Do: Include 3-5 diverse few-shot examples in the NER prompt covering different geographic regions, admin levels (city/district/province/country), and edge cases (demonyms, organization names)
Do: Use document-level context (all extracted toponyms, metadata country codes, humanitarian sector) as input to the geocoding agent — a toponym like "Victoria" resolves differently in an East Africa report vs. a Canada report
Do: Apply dynamic programming alignment rather than greedy string matching when recovering JSON-mode toponym positions in the source text — greedy matching fails when the same name appears multiple times
Do: Chunk Markdown-format prompts at 200-500 characters to ensure the LLM reproduces text verbatim; use larger chunks (1000-2000) only for JSON-format extraction
Avoid: Defaulting to "largest population" disambiguation — this is the primary source of geographic bias against low-income regions.

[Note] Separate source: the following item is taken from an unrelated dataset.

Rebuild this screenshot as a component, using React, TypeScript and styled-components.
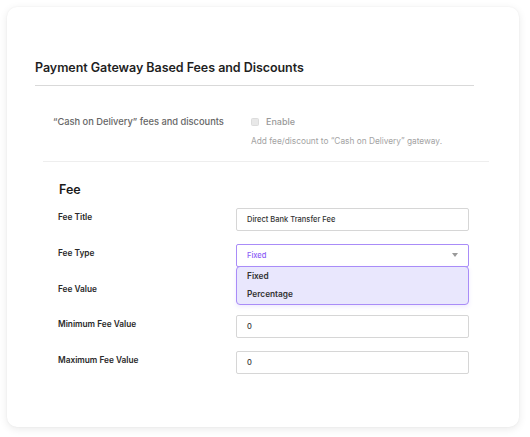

Always use contextual signals
Avoid: Treating demonyms and adjective forms as literal locations. "Afghan refugees in Pakistan" contains one literal toponym (Pakistan), not two
Avoid: Processing entire documents in a single LLM call — long texts cause both NER recall drops and Markdown reproduction errors

Error Handling

Problem	Cause	Fix
Toponym not found in GeoNames	Misspelling, local name, or very small settlement	Retry with fuzzy matching; try alternate transliterations; fall back to parent admin region
Wrong country resolution	Ambiguous toponym without enough context	Inject country-code constraint from document metadata or co-occurring toponyms
NER returns organization names	Prompt did not sufficiently exclude embedded names	Add explicit negative examples to the few-shot prompt (e.g., "African Development Bank" -> no extraction)
Markdown mode corrupts text	Chunk too large for faithful reproduction	Reduce chunk size to 200-300 characters; switch to JSON mode for long documents
Duplicate toponyms with different coordinates	Same name at different admin levels (city vs. province)	Use admin-level hierarchy from context; keep both if genuinely distinct references
Geocoding agent loops	Too many candidates, no clear winner	Set max iterations (5-7); fall back to highest-population candidate with low-confidence flag

Limitations

Language coverage: The framework is validated on English humanitarian texts. Performance on French, Spanish, Arabic, or multilingual documents is uncharacterized and likely lower for the NER step.
GeoNames dependency: Geocoding quality is bounded by GeoNames coverage. Very small settlements, informal place names, and refugee camp names may not appear in the database.
Latency: The two-step pipeline with agent-based geocoding is substantially slower than rule-based systems like spaCy + Nominatim. Not suitable for real-time streaming ingestion without caching and parallelization.
Few-shot sensitivity: NER performance depends on example selection. Poorly chosen examples degrade recall for underrepresented regions — the exact bias the method aims to fix.
Cost at scale: Processing thousands of documents with LLM API calls for both NER and geocoding is expensive. Consider fine-tuned spaCy models for high-volume steady-state use, reserving the LLM pipeline for new domains or fairness-critical applications.
Associative vs. literal boundary: Some mentions are genuinely ambiguous (e.g., "Geneva-based" — is Geneva a relevant location or just an HQ reference?). The framework flags these but cannot always resolve the ambiguity without human review.

Reference

Cafferata, G., Demarco, T., Kalimeri, K., Mejova, Y., & Beiró, M. G. (2026). Large Language Models for Geolocation Extraction in Humanitarian Crisis Response. arXiv:2602.08872v1. https://arxiv.org/abs/2602.08872v1

Key sections to consult: Section 3 for the two-step framework architecture, Section 4 for the agent-based geocoding tool design, and Section 5 for fairness evaluation methodology across geographic and socioeconomic strata.